The three stages of the Saturn V and the Apollo Spacecraft will be assembled and checked out on a launch rack, which also supports its 400-foot umbilical tower. Several vehicles can be assembled at the same time in the building, which will be 524 feet high, more than two city blocks long, and 230 feet wide.
When checkout is completed, a crawler-type vehicle will pick up the launch rack, Saturn V, spacecraft, and tower, and move out of the building. It will exit through what will probably be the world's tallest door, measuring 456 feet high. The entire load will weigh 3,000 tons, and will be balanced during the journey by four load-leveling hydraulic cylinders 90 feet apart, like the bases on a baseball diamond. The crawler vehicle moves on eight tank-type treads, driven by electric motors powered by diesel-driven generators.
During the journey the rocket will be kept balanced by load-leveling cylinders at each corner of the crawler. The same cylinders lower the rack and vehicle onto support blocks on the launch platform.
Four launches of the Saturn V are currentIy scheduled for 1966, and six more planned for 1967.

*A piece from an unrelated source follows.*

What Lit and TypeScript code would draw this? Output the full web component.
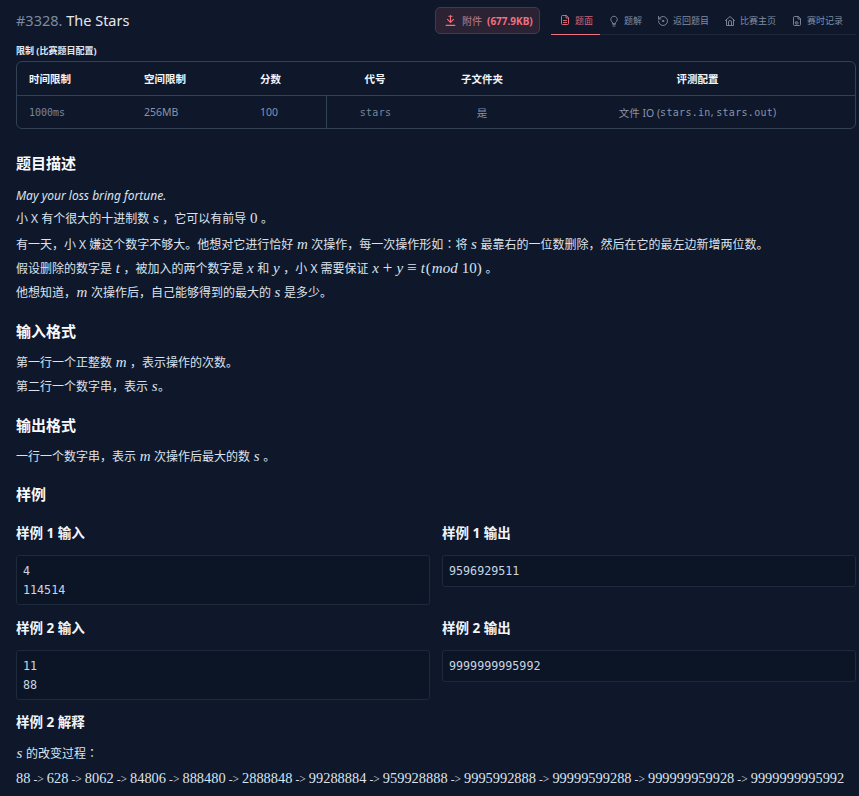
import { LitElement, html, css, svg } from 'lit';
import { customElement } from 'lit/decorators.js';

const icon = (paths: unknown, cls = '') => html`<svg class="icon ${cls}" viewBox="0 0 24 24" fill="none" stroke="currentColor" stroke-width="2" stroke-linecap="round" stroke-linejoin="round">${paths}</svg>`;

const icons = {
  download: svg`<path d="M4 21h16"/><path d="M12 3v12"/><path d="M6.500 10l5.500 5.500 5.500-5.500"/><path d="M9 4h6"/>`,
  doc: svg`<path d="M14 3H7a2 2 0 0 0-2 2v14a2 2 0 0 0 2 2h10a2 2 0 0 0 2-2V8z"/><path d="M14 3v5h5"/><path d="M9 13h6"/><path d="M9 17h6"/>`,
  bulb: svg`<path d="M9 18h6"/><path d="M10 22h4"/><path d="M8.500 14.500a6.500 6.500 0 1 1 7 0c-.6.6-1 1.300-1 2v1.500h-5v-1.500c0-.7-.4-1.400-1-2z"/>`,
  back: svg`<path d="M3 12a9 9 0 1 0 3-6.700L3 8"/><path d="M3 3v5h5"/><circle cx="12" cy="12" r="1.500"/>`,
  home: svg`<path d="M3 11l9-8 9 8"/><path d="M5 9v12h14V9"/><path d="M9 21v-7a3 3 0 0 1 6 0v7"/>`,
  record: svg`<path d="M14 3H7a2 2 0 0 0-2 2v14a2 2 0 0 0 2 2h10a2 2 0 0 0 2-2V8z"/><path d="M14 3v5h5"/><rect x="9" y="14" width="5" height="4" rx="1"/>`,
};

const tabs = [
  { label: '题面', icon: icons.doc, active: true },
  { label: '题解', icon: icons.bulb },
  { label: '返回题目', icon: icons.back },
  { label: '比赛主页', icon: icons.home },
  { label: '赛时记录', icon: icons.record },
];

const limits = [
  { head: '时间限制', value: '1000ms', cls: 'mono' },
  { head: '空间限制', value: '256MB', cls: 'plain' },
  { head: '分数', value: '100', cls: 'plain' },
  { head: '代号', value: 'stars', cls: 'mono spaced center split' },
  { head: '子文件夹', value: '是', cls: 'plain center' },
];

const chain = ['88', '628', '8062', '84806', '888480', '2888848', '99288884', '959928888', '9995992888', '99999599288', '999999959928', '9999999995992'];

const m = (t: string) => html`<span class="math">${t}</span>`;
const n = (t: string) => html`<span class="math upright">${t}</span>`;
const op = (t: string) => html`<span class="math upright op">${t}</span>`;
const colon = html`<span class="colon">：</span>`;

@customElement('app-root')
export class AppRoot extends LitElement {
  static styles = css`
    :host {
      display: block;
      height: 796px;
      overflow: hidden;
      background: #0f172a;
      color: #dbe3ee;
      font-family: "Noto Sans", "Noto Sans CJK SC", sans-serif;
      font-size: 12px;
      text-spacing-trim: space-all;
    }
    .page { padding: 0 3px 0 16px; }

    /* top bar */
    .top { display: flex; align-items: flex-start; height: 44px; }
    .title { flex: 1; font-size: 14.500px; line-height: 20px; padding-top: 10px; color: #e2e8f0; }
    .title span { color: #7c8aa0; }
    .attach {
      display: flex; align-items: center; gap: 5px;
      box-sizing: border-box; height: 27px; width: 105px; margin: 7px 11px 0 0; padding-left: 8px;
      background: #2b2234; border: 1px solid #46384a; border-radius: 5px;
      color: #f0707f; font-size: 10px; font-weight: 700; white-space: nowrap;
    }
    .attach .label { color: #a8707f; font-weight: 500; }
    .attach .icon { width: 13px; height: 13px; }
    .tabs { display: flex; width: 305px; height: 35px; border-bottom: 1px solid #1e293b; box-sizing: border-box; }
    .tab {
      display: flex; align-items: center; gap: 4px; padding: 6px 7px 0 8px; margin-bottom: -1px;
      color: #7f8ea3; font-size: 9px; white-space: nowrap;
    }
    .tab.active { color: #c9667a; border-bottom: 1px solid #f0707f; }
    .tab.active .icon { color: #f0707f; }
    .tab .icon { width: 12px; height: 12px; stroke-width: 1.800; }

    /* limits table */
    .caption { font-size: 9px; font-weight: 700; line-height: 12px; margin-top: 1px; color: #e2e8f0; }
    .table {
      display: grid; grid-template-columns: 115px 116px 78px 98px 116px 1fr;
      margin-top: 4px; border: 1px solid #334155; border-radius: 6px;
    }
    .cell { height: 32px; display: flex; align-items: center; padding-left: 12px; }
    .head { font-size: 10.500px; font-weight: 700; color: #f1f5f9; border-bottom: 1px solid #334155; height: 34px; box-sizing: border-box; }
    .center { justify-content: center; padding-left: 0; }
    .val { color: #8595ac; font-size: 10.500px; }
    .split { border-left: 1px solid #334155; }
    .mono { font-family: "DejaVu Sans Mono", monospace; font-size: 10px; color: #7687a0; }
    .spaced { letter-spacing: .3px; }
    .cfg-mono { font-family: "DejaVu Sans Mono", monospace; font-size: 10px; letter-spacing: .3px; }

    /* statement */
    h2 { font-size: 15px; line-height: 20px; font-weight: 700; color: #f8fafc; margin: 0; }
    h3 { font-size: 13.500px; line-height: 18px; font-weight: 700; color: #f1f5f9; margin: 0; }
    p { margin: 0; line-height: 24px; white-space: nowrap; }
    .math { font-family: "Liberation Serif", serif; font-style: italic; font-size: 15px; line-height: 1; margin: 0 .5px; }
    .upright { font-style: normal; }
    .op { font-size: 17px; margin: 0 3.500px; }
    .colon { font-family: "Noto Sans CJK TC", sans-serif; }
    .first { margin-top: 24px; }
    .section { margin-top: 16px; }
    .lead { margin-top: 10px; }
    .quote { font-style: italic; margin-top: 11px; margin-bottom: -1px; }
    .tall { margin-top: 1px; }

    /* samples */
    .samples { display: grid; grid-template-columns: 414px 414px; column-gap: 12px; margin-top: 20px; }
    .samples-title { margin-top: 15px; }
    .sample { display: flex; flex-direction: column; }
    .code {
      box-sizing: border-box; height: 50px; margin-top: 13px; margin-bottom: 14px; padding: 6px 6px;
      background: #0c1526; border: 1px solid #1e293b; border-radius: 3px;
      font-family: "DejaVu Sans Mono", monospace; font-size: 11.700px; line-height: 18.500px; color: #cbd5e1;
      white-space: pre;
    }
    .code.short { height: 32px; }
    .explain { margin-top: -1px; }
    .chain { font-family: "Liberation Serif", serif; font-size: 14.400px; }
    .arrow { font-size: 11.500px; margin: 0 3.050px; }
  `;

  render() {
    return html`
      <div class="page">
        <div class="top">
          <div class="title"><span>#3328.</span> The Stars</div>
          <div class="attach">${icon(icons.download)}<span class="label">附件</span> (677.9KB)</div>
          <div class="tabs">
            ${tabs.map(
              (t) => html`<div class="tab ${t.active ? 'active' : ''}">${icon(t.icon)}${t.label}</div>`,
            )}
          </div>
        </div>

        <div class="caption">限制 (比赛题目配置)</div>
        <div class="table">
          ${limits.map((l) => html`<div class="cell head ${l.cls.includes('center') ? 'center' : ''}">${l.head}</div>`)}
          <div class="cell head center">评测配置</div>
          ${limits.map((l) => html`<div class="cell val ${l.cls}">${l.value}</div>`)}
          <div class="cell val center">文件 IO (<span class="cfg-mono">stars.in</span>,&nbsp;<span class="cfg-mono">stars.out</span>)</div>
        </div>

        <h2 class="first">题目描述</h2>
        <p class="quote">May your loss bring fortune.</p>
        <p>小 X 有个很大的十进制数 ${m('s')} ，它可以有前导 ${n('0')} 。</p>
        <p class="tall">有一天，小 X 嫌这个数字不够大。他想对它进行恰好 ${m('m')} 次操作，每一次操作形如${colon}将 ${m('s')} 最靠右的一位数删除，然后在它的最左边新增两位数。</p>
        <p>假设删除的数字是 ${m('t')} ，被加入的两个数字是 ${m('x')} 和 ${m('y')} ，小 X 需要保证 ${m('x')}${op('+')}${m('y')}${op('≡')}${m('t')}${n('(')}${m('mod')} ${n('10)')} 。</p>
        <p>他想知道，${m('m')} 次操作后，自己能够得到的最大的 ${m('s')} 是多少。</p>

        <h2 class="section">输入格式</h2>
        <p class="lead">第一行一个正整数 ${m('m')} ，表示操作的次数。</p>
        <p>第二行一个数字串，表示 ${m('s')}。</p>

        <h2 class="section">输出格式</h2>
        <p class="lead">一行一个数字串，表示 ${m('m')} 次操作后最大的数 ${m('s')} 。</p>

        <h2 class="section samples-title">样例</h2>
        <div class="samples">
          <div class="sample"><h3>样例 1 输入</h3><div class="code">4
114514</div></div>
          <div class="sample"><h3>样例 1 输出</h3><div class="code short">9596929511</div></div>
          <div class="sample"><h3>样例 2 输入</h3><div class="code">11
88</div></div>
          <div class="sample"><h3>样例 2 输出</h3><div class="code short">9999999995992</div></div>
        </div>
        <h3 class="explain">样例 2 解释</h3>
        <p class="lead">${m('s')} 的改变过程${colon}</p>
        <p class="chain">${chain.map((c, i) => html`${i ? html`<span class="arrow">-&gt;</span>` : ''}${c}`)}</p>
      </div>
    `;
  }
}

NASA's program for the manned exploration of the moon is known as Project Apollo. It is directed at the Washington level by D. Brainerd Holmes. The Lunar Orbital Rendezvous mode was selected by NASA in July, 1962, as the best and least expensive method of meeting the goals established by the President. In this method, a Saturn V will boost the Apollo Spacecraft into a trans-lunar trajectory. It will go into orbit around the moon, and from there two astronauts will descend to the moon's surface in a lunar excursion module (LEM), nicknamed "the bug." After exploration of the moon, they will blast off in the upper portion of the bug, and rejoin the third astronaut, who remained in the circling mothercraft. All three men will then return to earth in Command Module of the spacecraft.